As we have seen in my last article, k-means is a very simple and ubiquitous clustering algorithm. But quite often it does not work on your problem, for example because the initialization is bad. I ran into a similar problem recently, where I applied k-means to a smaller number of files in my data sets and everything worked fine, but when I ran it on many more samples it just wasn’t reliably getting good results.

Fortunately, there is an improved initialization method, k-means++, which can help to alleviate this problem.

If you haven’t read my article on k-means check it out here, as I will reference topics introduced there quite frequently.

The Problem

As we have seen in my previous post, vanilla k-means suffers from its random initialization. Depending on which points get chosen as the start centers, the solution can be a very bad local minimum. And since k-means has a strictly concave loss function, it has no way of escaping from this local minimum during training.

Consider the example from my last example, where we had two clusters, but with very different number of points in each of them (i.e. varying cluster cardinality). As the starting centers are chosen randomly, there is a high chance that both centers are chosen from the large cluster, which in turn leads to a completely wrong clustering in the end.

library(ggplot2)
library(gridExtra)

set.seed(2)
cluster_small <- data.frame(x = rnorm(500), y = rnorm(500))
cluster_large <- data.frame(x = rnorm(100000) + 5, y = rnorm(100000) + 5)
cluster_sizes <- rbind(cluster_small, cluster_large)
cluster_id_sizes <- kmeans(cluster_sizes, centers = 2)$cluster

## Warning: Quick-TRANSfer stage steps exceeded maximum (= 5025000)

ggplot(cluster_sizes, aes(x, y, color = factor(cluster_id_sizes))) +
  geom_point() + 
  labs(title = "Vanilla k-means with different cluster sizes",
       color = "cluster")

But also for evenly sized clusters we can get bad initialization, resulting in wrong outcomes:

cluster_multiple <- data.frame(x = rnorm(4000) + sample(seq(10, 20, 10), 4000, replace = TRUE),
                               y = rnorm(4000) + sample(seq(10, 20, 10), 4000, replace = TRUE))
cluster_id_multiple <- kmeans(cluster_multiple, centers = 4)$cluster
ggplot(cluster_multiple, aes(x, y, color = factor(cluster_id_multiple))) +
  geom_point() + 
  labs(title = "Vanilla k-means with evenly-sized clusters",
       color = "cluster")

The k-means++ algorithm

A solution for this problem is the k-means++ algorithm, which uses a different initialization. The idea is pretty simple: Instead of random initialization, we only choose the first center randomly. All following centers are then still sampled, but with a probability that is proportional to their squared distance from all current centers. Points further away from current centers get a higher probability to become a center in the next iteration of initialization.

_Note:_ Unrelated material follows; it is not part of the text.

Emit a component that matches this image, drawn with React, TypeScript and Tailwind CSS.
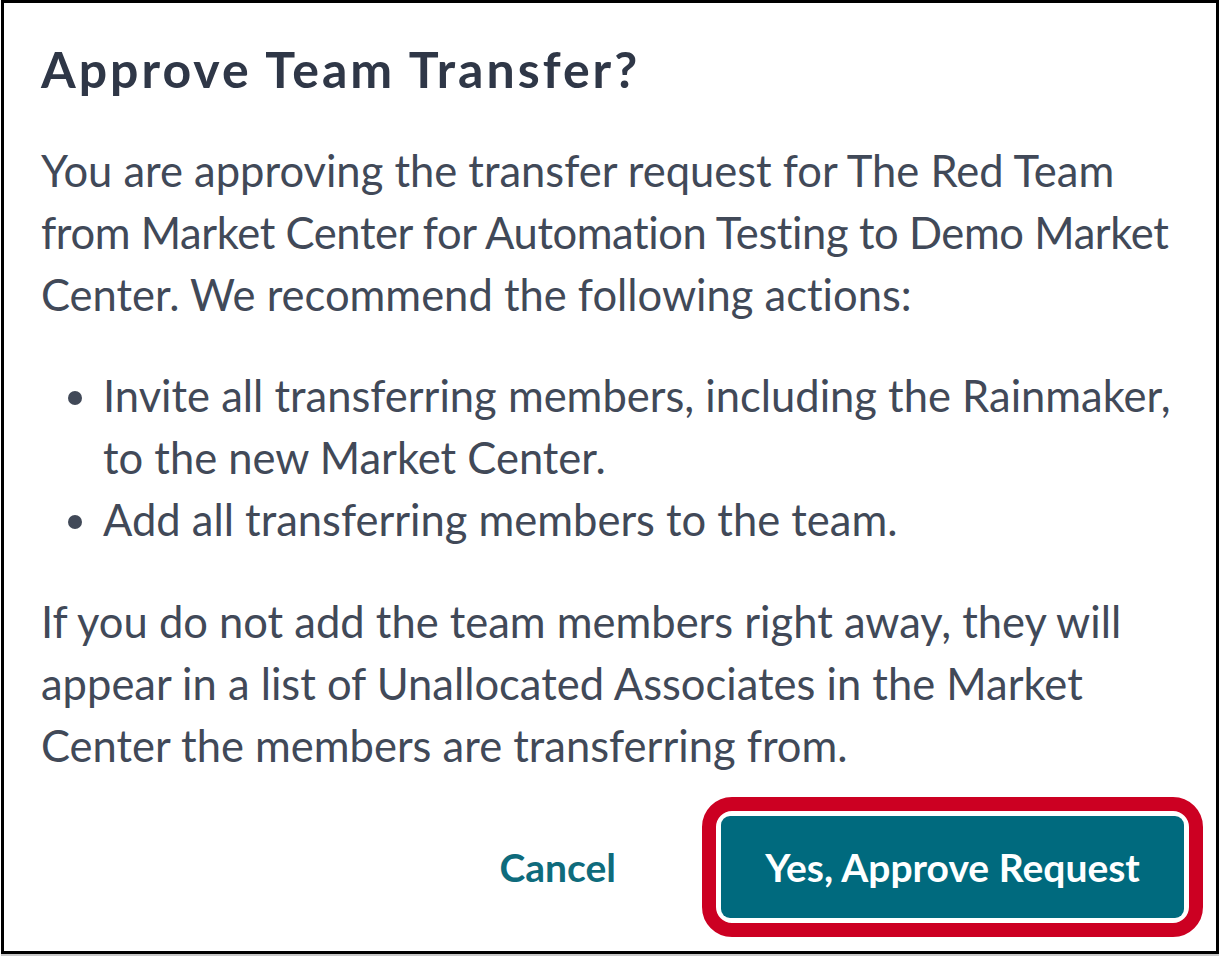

This attempts to fill the space of the observations more evenly, while still retaining some randomness. Even with k-means++, the outcome can differ between multiple runs on the same data. While it does require some more computation at the beginning of the algorithm, it leads to much faster convergence, making it highly competitive to vanilla k-means in regards to runtime. Therefore, many common libraries use k-means++ initialization as their default, for example sk-learn or the MatLab implementation.

Note that the distribution of the underlying data is only implicitly considered here, since the probability only relies on the distance to other centers, not on the distances to all other data points (in contrast to other initializations algorithms, such as partitioning around medoids). Still, areas with many points have a higher chance to create their own center, simply because more points could be chosen as a next center.

Implementation in R

The kmeans function shipped with base R actually has no k-means++ initialization option. So lets implement it, reusing the backbone of our k-means algorithm from the last article. We will add an optional argument to let the user choose the initialization, defaulting to the k-means++ initialization we just discussed.

The first center is chosen randomly from the data. Then we create a centers data.frame, starting with the first center, and we will later fill with the remaining centers. At the same time we need to keep track of which points are not centers, to prevent us from choosing the same point again as a center.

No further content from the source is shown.